I’ve spoken about what I call “strategisation” before.
This involves dressing something up as particularly strategically apposite. The example I gave is this assertion:
Services will continue to make a growing contribution to economic activity in Australia. It is therefore important to remove unnecessary restrictions on service provision — particularly barriers to entry and expansion that impede competition.
The word ‘therefore’ is misleading — suggesting that there’s some overarching strategic reason for not getting in ones own way. It’s always useful not to get in one’s own way, and if there’s a reason not to do so (for instance because some change will exacerbate some other problem — say tax evasion) then that issue should be dealt with on its merits, not because it ties in with your ‘strategic’ talking points.
In that vein I’d like to introduce “theorisation” (as opposed to “theorise”). Theorisation dresses some analysis in theory but it turns out the ‘theory’ is just window dressing — a proof of work if you will, locating the piece either within some talking points as with strategisation or within some academic sub-discipline.
This piece is about an interesting and very important phenomenon, the way language is used to obfuscate, euphemism and all that good Orwellian stuff — in this case in the discourse of customer-facing offshore banking (AKA tax minimisation, or possibly evasion.)

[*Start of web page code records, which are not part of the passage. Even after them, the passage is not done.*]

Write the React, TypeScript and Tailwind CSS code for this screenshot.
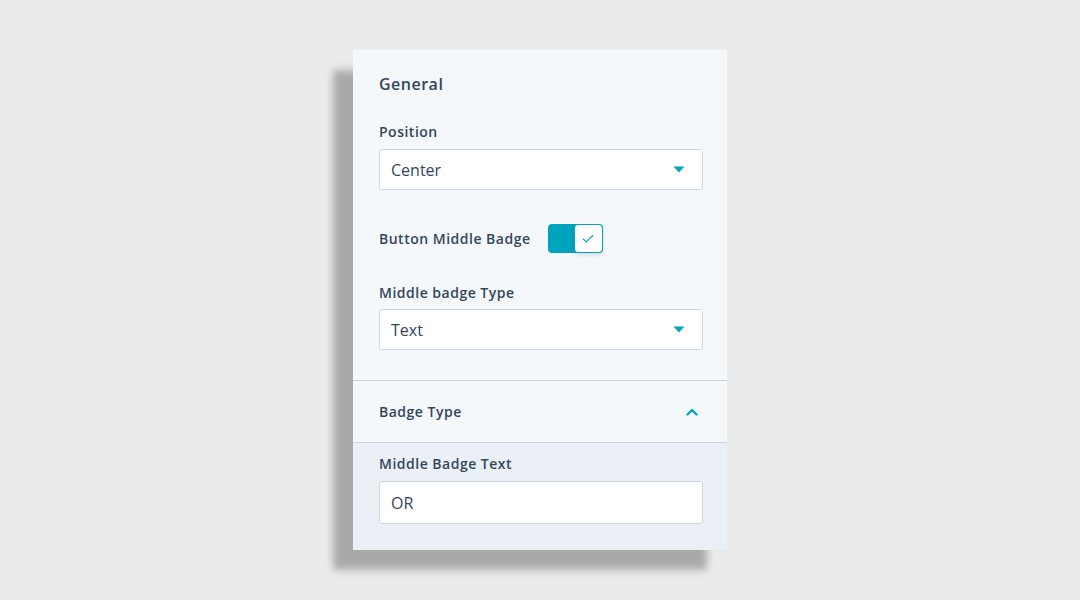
import { Check } from "lucide-react";

function Caret() {
  return (
    <svg width="12" height="7" viewBox="0 0 12 7" className="shrink-0">
      <path d="M0.5 0.5h11L6 6.5z" fill="#00a4bd" />
    </svg>
  );
}

function SelectBox({ value }: { value: string }) {
  return (
    <div className="flex h-[41px] items-center justify-between rounded-[3px] border border-[#cbd6e2] bg-white pl-[11px] pr-[17px]">
      <span className="text-base text-[#33475b]">{value}</span>
      <Caret />
    </div>
  );
}

function Label({ children }: { children: React.ReactNode }) {
  return (
    <div className="text-sm font-semibold leading-5 tracking-[0.5px] text-[#33475b]">{children}</div>
  );
}

export default function App() {
  return (
    <div
      className="flex h-[600px] w-[1080px] items-start justify-center bg-[#ebebeb] pt-[50px]"
      style={{ fontFamily: "'Open Sans', 'Noto Sans', sans-serif" }}
    >
      <div className="w-[374px] bg-[#f5f8fa] shadow-[-20px_20px_8px_rgba(0,0,0,0.28)]">
        {/* General */}
        <div className="border-b border-[#cbd6e2] pb-[30px] pl-[26px] pr-[24px] pt-[22px]">
          <h2 className="text-base font-semibold leading-6 tracking-[0.5px] text-[#33475b]">General</h2>

          <div className="mt-[26px]">
            <Label>Position</Label>
            <div className="mt-[7px]">
              <SelectBox value="Center" />
            </div>
          </div>

          <div className="mt-[34px] flex items-center gap-[17px]">
            <Label>Button Middle Badge</Label>
            <div className="flex h-[29px] w-[55px] items-center rounded-[4px] bg-[#00a4bd]">
              <div className="ml-auto flex h-[29px] w-[29px] items-center justify-center rounded-[4px] border border-[#00a4bd] bg-white shadow-[0_2px_4px_rgba(0,0,0,0.12)]">
                <Check size={14} strokeWidth={2} color="#00a4bd" />
              </div>
            </div>
          </div>

          <div className="mt-[30px]">
            <Label>Middle badge Type</Label>
            <div className="mt-[6px]">
              <SelectBox value="Text" />
            </div>
          </div>
        </div>

        {/* Badge Type accordion */}
        <div className="flex h-[62px] items-center justify-between border-b border-[#cbd6e2] pl-[26px] pr-[29px]">
          <Label>Badge Type</Label>
          <svg width="12" height="8" viewBox="0 0 12 8">
            <path d="M1.5 6.5L6 2l4.5 4.5" fill="none" stroke="#00a4bd" strokeWidth="2.4" strokeLinecap="round" strokeLinejoin="round" />
          </svg>
        </div>

        <div className="bg-[#eaf0f6] pb-[26px] pl-[26px] pr-[24px] pt-[11px]">
          <Label>Middle Badge Text</Label>
          <div className="mt-[7px] flex h-[43px] items-center rounded-[3px] border border-[#cbd6e2] bg-white pl-[11px]">
            <span className="text-base text-[#33475b]">OR</span>
          </div>
        </div>
      </div>
    </div>
  );
}
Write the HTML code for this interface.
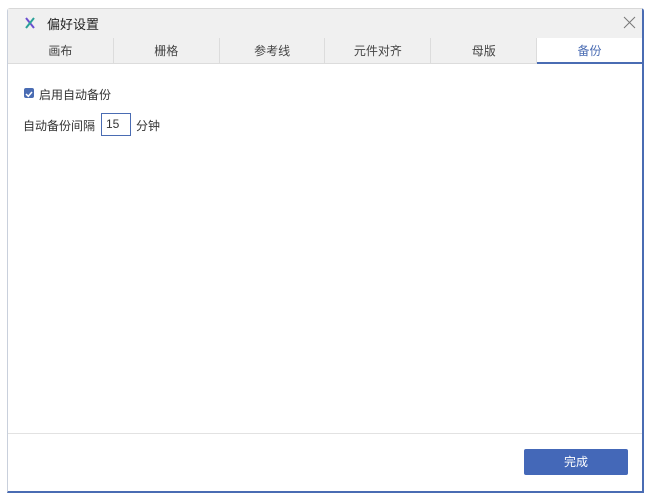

The author is an anthropologist — so it’s a ‘yes’ from me. There’s lots to be learned from ethnography, discourse analysis and so on. It begins:
Some thirty years ago, Gal called for scholarly attention to be paid to “the construction of power and political hierarchy in everyday and ritual talk, and the linguistic as well as symbolic aspects of world-wide political economic processes”
Mentioning Foucault among a blizzard of subsequent academics, the author then says “As the above scholars show, treating the language used by actors as discourse brings a number of salient characteristics surrounding it into relief, especially as these pertain to political economy”. This was the first intimation I got that there was no ‘there’ there. Had I been more suspicious I’d have asked “So what does treating language ‘as discourse’ do that George Orwell didn’t do.
In any event, in the next section setting out the “Theoretical Approach” the paper offers this as a theoretical approach.
To analyze langue de bois [the French expression for ‘spin’ — literally wooden tongue], I draw inspiration from a guiding premise of Critical Discourse Analysis (CDA) – namely, that the power wielded by individuals and institutions can be de-mystified by means of analyzing their discourse (Wodak and Meyer 2015, 3). Originating in the 1980s, CDA treats language use (in speech and text) as a dialectical social practice: one that shows how the discourse of actors shapes, and is shaped by, the contexts, institutions, and structures in which it takes place (Fairclough and Wodak 1997; Blommaert and Bulcaen 2000).
Anyway, one is entitled to wonder what will be brought forth — how CDA created a body of theory that will help us go further than Orwell or Foucault. Anyway, dear reader, I doubt you’ll be surprised to hear that nothing much happens. The language used in Luxembourg’s financial centre as its enablers help investors from around the globe to minimise their tax on $5 trillion dollars is self-serving in precisely the way we’re familiar with.
For example, even as financial-center officials (re)produce, even exacerbate, unequal power relations among different classes of people within the world-system, they frame their activities discursively in positive langue de bois – such as “protecting family assets,” “safeguarding entrepreneurs,” “ensuring tax efficiency,” and “promoting economic growth.” In this sense, langue de bois endures because of its simplicity and plasticity, as discourses that are equal parts reductionist, ahistorical, and easy to comprehend.
Yep, all true, but we could have learned that without the theoretical apparatus.